The findings were that a vast majority of the files shared were audio (24 Million) with “unknown” files coming in at a distant second (3.95 Million) and closing in at number three in most popular shared filetype was images (2.56 Million). For those wondering, video was the least popular kind of file (1.12 Million). The study went on to discuss replicated files, renamed files and similar topics.
The study then proceeded to make the following conclusions:
Our study revealed important characteristics of queries and shared data in Gnutella, one of today’s largest P2P file-sharing systems. It has been shownthat the data in the Gnutella system is extensive and distinct in character from that of the Web. Also, the use of P2P file sharing is increasing.
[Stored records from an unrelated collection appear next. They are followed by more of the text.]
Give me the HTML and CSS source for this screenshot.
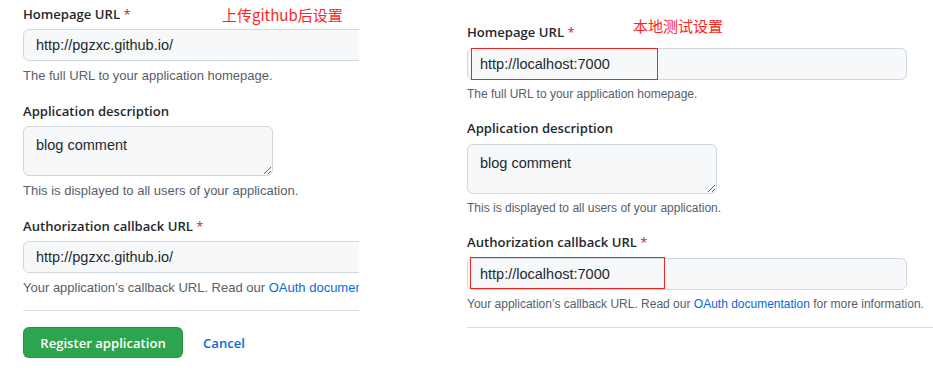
FILE: index.html
```html
<!DOCTYPE html>
<html lang="en">
<head>
<meta charset="utf-8">
<title>Register a new OAuth application</title>
<link rel="stylesheet" href="styles.css">
</head>
<body>
<div class="page">
  <section class="panel panel-left">
    <form class="form">
      <div class="field">
        <label class="label">Homepage URL <span class="req">*</span></label>
        <div class="input-wrap"><input class="input" type="text" value="http://pgzxc.github.io/"></div>
        <p class="note">The full URL to your application homepage.</p>
      </div>
      <div class="field">
        <label class="label">Application description</label>
        <textarea class="textarea">blog comment</textarea>
        <p class="note">This is displayed to all users of your application.</p>
      </div>
      <div class="field">
        <label class="label">Authorization callback URL <span class="req">*</span></label>
        <div class="input-wrap"><input class="input" type="text" value="http://pgzxc.github.io/"></div>
        <p class="note">Your application’s callback URL. Read our <a class="link" href="#">OAuth documentation</a> for more information.</p>
      </div>
      <hr class="rule">
      <div class="actions">
        <button class="btn-primary" type="button">Register application</button>
        <a class="cancel" href="#">Cancel</a>
      </div>
    </form>
    <span class="annot annot-left">上传github后设置</span>
  </section>

  <section class="panel panel-right">
    <form class="form">
      <div class="field">
        <label class="label">Homepage URL <span class="req">*</span></label>
        <div class="input-wrap"><input class="input" type="text" value="http://localhost:7000"><span class="mark mark-home"></span></div>
        <p class="note">The full URL to your application homepage.</p>
      </div>
      <div class="field">
        <label class="label">Application description</label>
        <textarea class="textarea">blog comment</textarea>
        <p class="note">This is displayed to all users of your application.</p>
      </div>
      <div class="field">
        <label class="label">Authorization callback URL <span class="req">*</span></label>
        <div class="input-wrap"><input class="input" type="text" value="http://localhost:7000"><span class="mark mark-cb"></span></div>
        <p class="note">Your application’s callback URL. Read our <a class="link" href="#">OAuth documentation</a> for more information.</p>
      </div>
      <hr class="rule">
    </form>
    <span class="annot annot-right">本地测试设置</span>
  </section>
</div>
</body>
</html>
```

FILE: styles.css
```css
* { box-sizing: border-box; }

html, body {
  margin: 0;
  padding: 0;
  background: #ffffff;
}

body {
  font-family: "Liberation Sans", Arial, "Noto Sans CJK SC", sans-serif;
  color: #24292f;
  width: 933px;
  height: 383px;
  overflow: hidden;
}

.page {
  display: flex;
  width: 933px;
  height: 383px;
}

.panel {
  position: relative;
  overflow: hidden;
  flex: none;
}

.panel-left {
  width: 359px;
  padding: 4px 0 0 23px;
}

.panel-right {
  width: 574px;
  padding: 22px 0 0 108px;
}

.form {
  width: 440px;
  margin: 0;
}

.panel-right .form {
  width: 480px;
}

.field {
  margin-bottom: 16px;
}

.panel-right .field {
  margin-bottom: 15px;
}

.label {
  display: block;
  font-family: "Open Sans", "Liberation Sans", sans-serif;
  font-size: 13.1px;
  line-height: 20px;
  font-weight: 600;
  color: #24292f;
  margin-bottom: 5px;
}

.panel-right .label { margin-bottom: 6px; }

.req {
  color: #cf222e;
  font-weight: 400;
}

.input-wrap {
  position: relative;
  width: 440px;
}

.input {
  display: block;
  width: 440px;
  height: 32px;
  padding: 5px 12px;
  font-family: inherit;
  font-size: 14.5px;
  line-height: 20px;
  color: #24292f;
  background: #f6f8fa;
  border: 1px solid #d0d7de;
  border-radius: 6px;
  outline: none;
}

.textarea {
  display: block;
  width: 250px;
  height: 50px;
  padding: 8px 12px;
  font-family: inherit;
  font-size: 14.5px;
  line-height: 20px;
  color: #24292f;
  background: #f6f8fa;
  border: 1px solid #d0d7de;
  border-radius: 6px;
  resize: vertical;
  outline: none;
}

.note {
  margin: 5px 0 0;
  font-size: 12px;
  line-height: 18px;
  color: #57606a;
  white-space: nowrap;
}

.panel-left .note {
  font-size: 13px;
  line-height: 19px;
}

.link {
  color: #0969da;
  text-decoration: none;
}

.rule {
  height: 0;
  margin: -1px 0 0;
  border: 0;
  border-top: 1px solid #d8dee4;
}

.panel-left .rule {
  margin-top: -3px;
}

.actions {
  display: flex;
  align-items: center;
  margin-top: 16px;
}

.btn-primary {
  width: 160px;
  height: 31px;
  padding: 0;
  font-family: "Open Sans", "Liberation Sans", sans-serif;
  font-size: 13.1px;
  font-weight: 600;
  white-space: nowrap;
  color: #ffffff;
  background: #2da44e;
  border: 1px solid rgba(27, 31, 36, 0.15);
  border-radius: 6px;
}

.cancel {
  margin-left: 20px;
  font-family: "Open Sans", "Liberation Sans", sans-serif;
  font-size: 13.1px;
  font-weight: 600;
  color: #0969da;
  text-decoration: none;
}

.mark {
  position: absolute;
  z-index: 2;
  display: block;
  border: 1px solid #f02424;
  background: transparent;
  pointer-events: none;
}

.mark-home {
  left: 4px;
  top: 0;
  width: 187px;
  height: 32px;
}

.mark-cb {
  left: 3px;
  top: -1px;
  width: 195px;
  height: 32px;
}

.annot {
  position: absolute;
  font-family: "Noto Sans CJK SC", "Liberation Sans", sans-serif;
  font-size: 15px;
  line-height: 20px;
  color: #ff1f1f;
  white-space: nowrap;
}

.annot-left {
  left: 222px;
  top: 5px;
}

.annot-right {
  left: 274px;
  top: 16px;
}
```
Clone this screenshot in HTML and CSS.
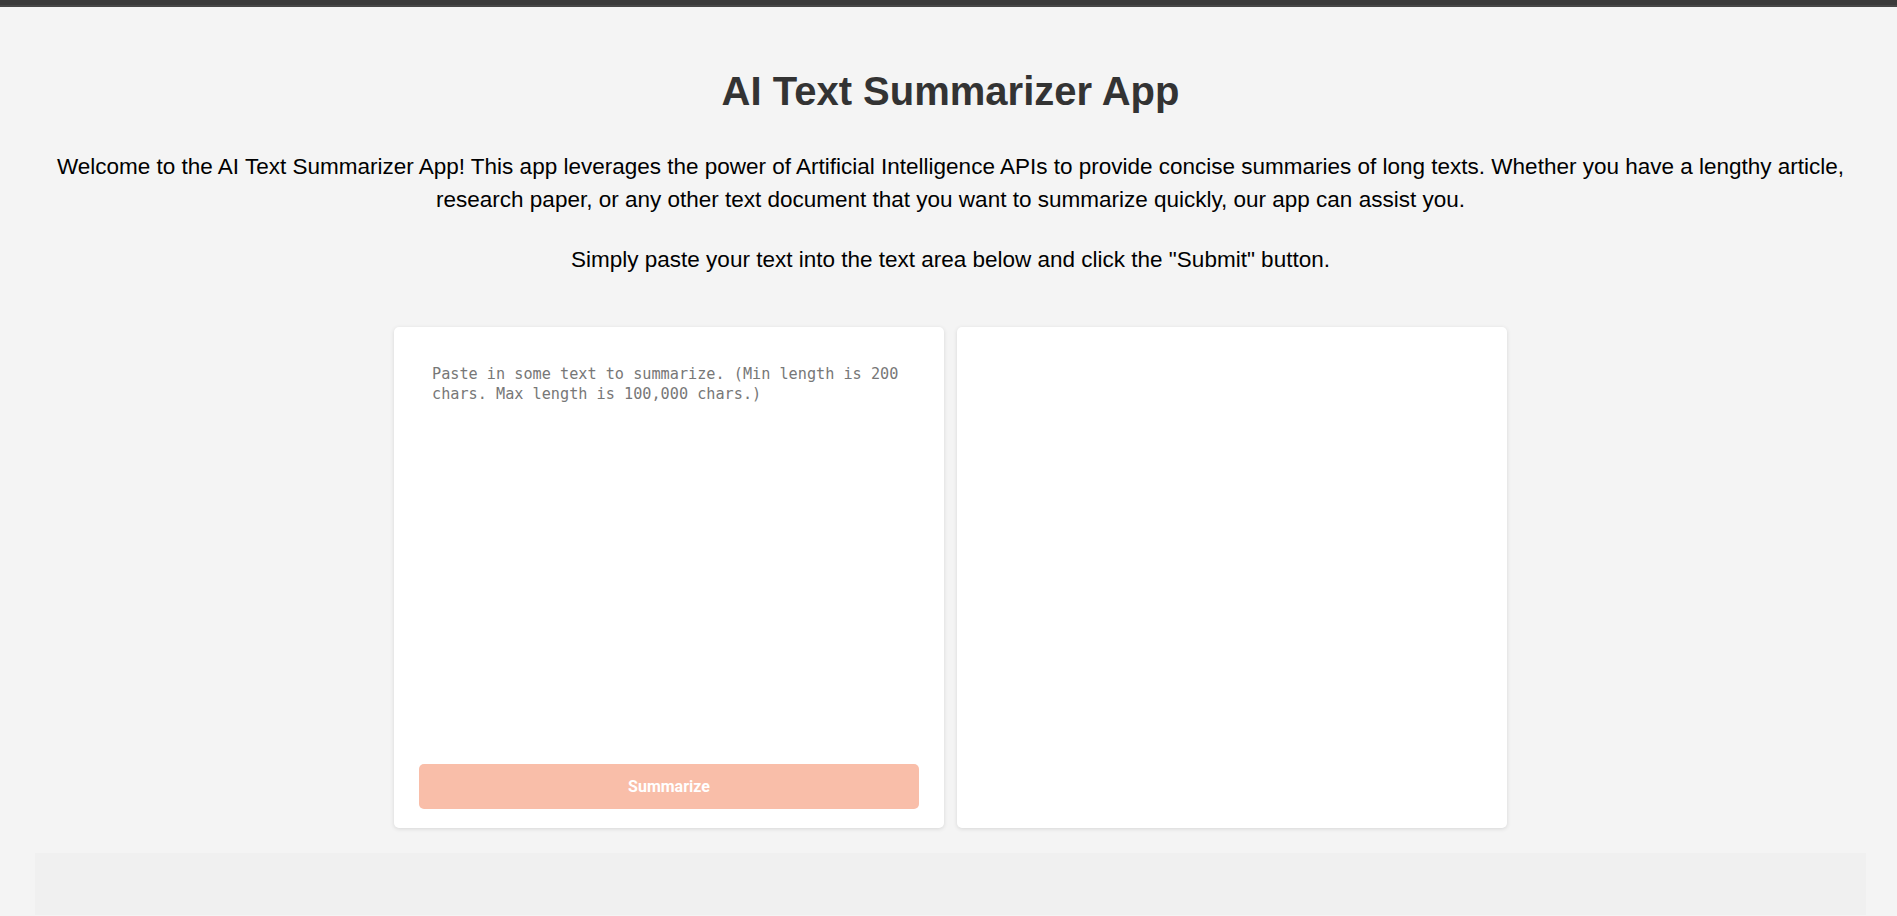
FILE: index.html
```html
<!DOCTYPE html>
<html lang="en">
<head>
<meta charset="utf-8">
<title>AI Text Summarizer App</title>
<link rel="stylesheet" href="styles.css">
</head>
<body>
<div class="topbar"></div>
<main class="page">
  <h1 class="title">AI Text Summarizer App</h1>
  <p class="intro">Welcome to the AI Text Summarizer App! This app leverages the power of Artificial Intelligence APIs to provide concise summaries of long texts. Whether you have a lengthy article, research paper, or any other text document that you want to summarize quickly, our app can assist you.</p>
  <p class="intro">Simply paste your text into the text area below and click the "Submit" button.</p>
  <div class="panels">
    <div class="card input-card">
      <textarea class="text-input" placeholder="Paste in some text to summarize. (Min length is 200 chars. Max length is 100,000 chars.)"></textarea>
      <button class="submit-btn" disabled>Summarize</button>
    </div>
    <div class="card output-card"></div>
  </div>
</main>
<footer class="footer"></footer>
</body>
</html>
```
FILE: styles.css
```css
* { box-sizing: border-box; }
html, body { margin: 0; padding: 0; }
body {
  background: #f4f4f4;
  font-family: "Liberation Sans", Arial, sans-serif;
  color: #000;
  overflow: hidden;
}
.topbar {
  height: 7px;
  background: #3b3b3b;
  border-bottom: 2px solid #474747;
}
.page {
  margin: 0 31px 0 35px;
  padding-top: 1px;
  text-align: center;
}
.title {
  font-size: 40px;
  font-weight: bold;
  color: #333;
  margin: 60px 0 0;
  line-height: 46px;
}
.intro {
  font-size: 22.5px;
  line-height: 33px;
  margin: 36px 0 0;
}
.intro + .intro { margin-top: 27px; }
.panels {
  display: flex;
  justify-content: center;
  gap: 13px;
  margin-top: 51px;
}
.card {
  width: 550px;
  height: 501px;
  background: #fff;
  border-radius: 5px;
  box-shadow: 0 1px 4px rgba(0, 0, 0, 0.12);
}
.input-card {
  display: flex;
  flex-direction: column;
  padding: 25px 25px 19px;
  gap: 20px;
}
.text-input {
  flex: 1;
  width: 100%;
  border: none;
  outline: none;
  resize: none;
  padding: 12px 13px;
  font-family: "DejaVu Sans Mono", monospace;
  font-size: 15.2px;
  line-height: 20px;
  color: #333;
  background: #fff;
}
.text-input::placeholder { color: #777; }
.submit-btn {
  height: 45px;
  width: 100%;
  border: none;
  border-radius: 5px;
  background: #f9bea9;
  color: #fff;
  font-family: Roboto, "Liberation Sans", sans-serif;
  font-weight: bold;
  font-size: 16px;
}
.footer {
  margin: 25px 31px 0 35px;
  height: 62px;
  background: #f0f0f0;
}
```
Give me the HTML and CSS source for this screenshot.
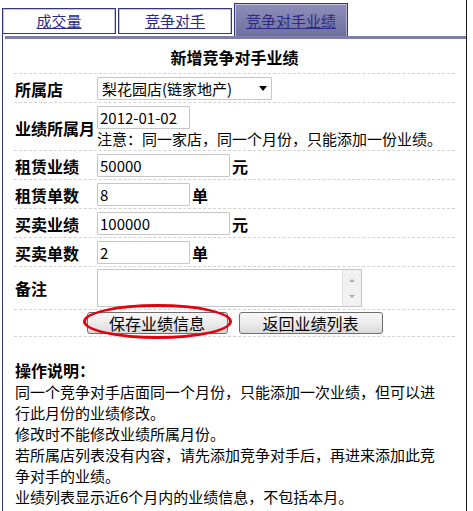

Compared with the query rate of September 2006, the query rate in April 2007 is 80% greater and the query rate in September 2008 is 135% greater. This indicates the significance of the P2P file-sharing application, and thus the importance of effective search techniques for them.
I think that there is very little in the way of surprises in that file-sharing has increased in popularity. Still, that doesn’t make this study completely boring in that it does shed some interesting light on what specifically is being shared and how people are finding the content of their choice. Still, I think the sad element in all of this is that there really is no way to replicate the circumstances to gather reasonably accurate statistics like this in the future as many have gone to private file-sharing networks. What is being shared publicly now wouldn’t really reflect what is and isn’t necessarily popular and I don’t see how one could even reasonably offer accurate statistics now on the state of file-sharing.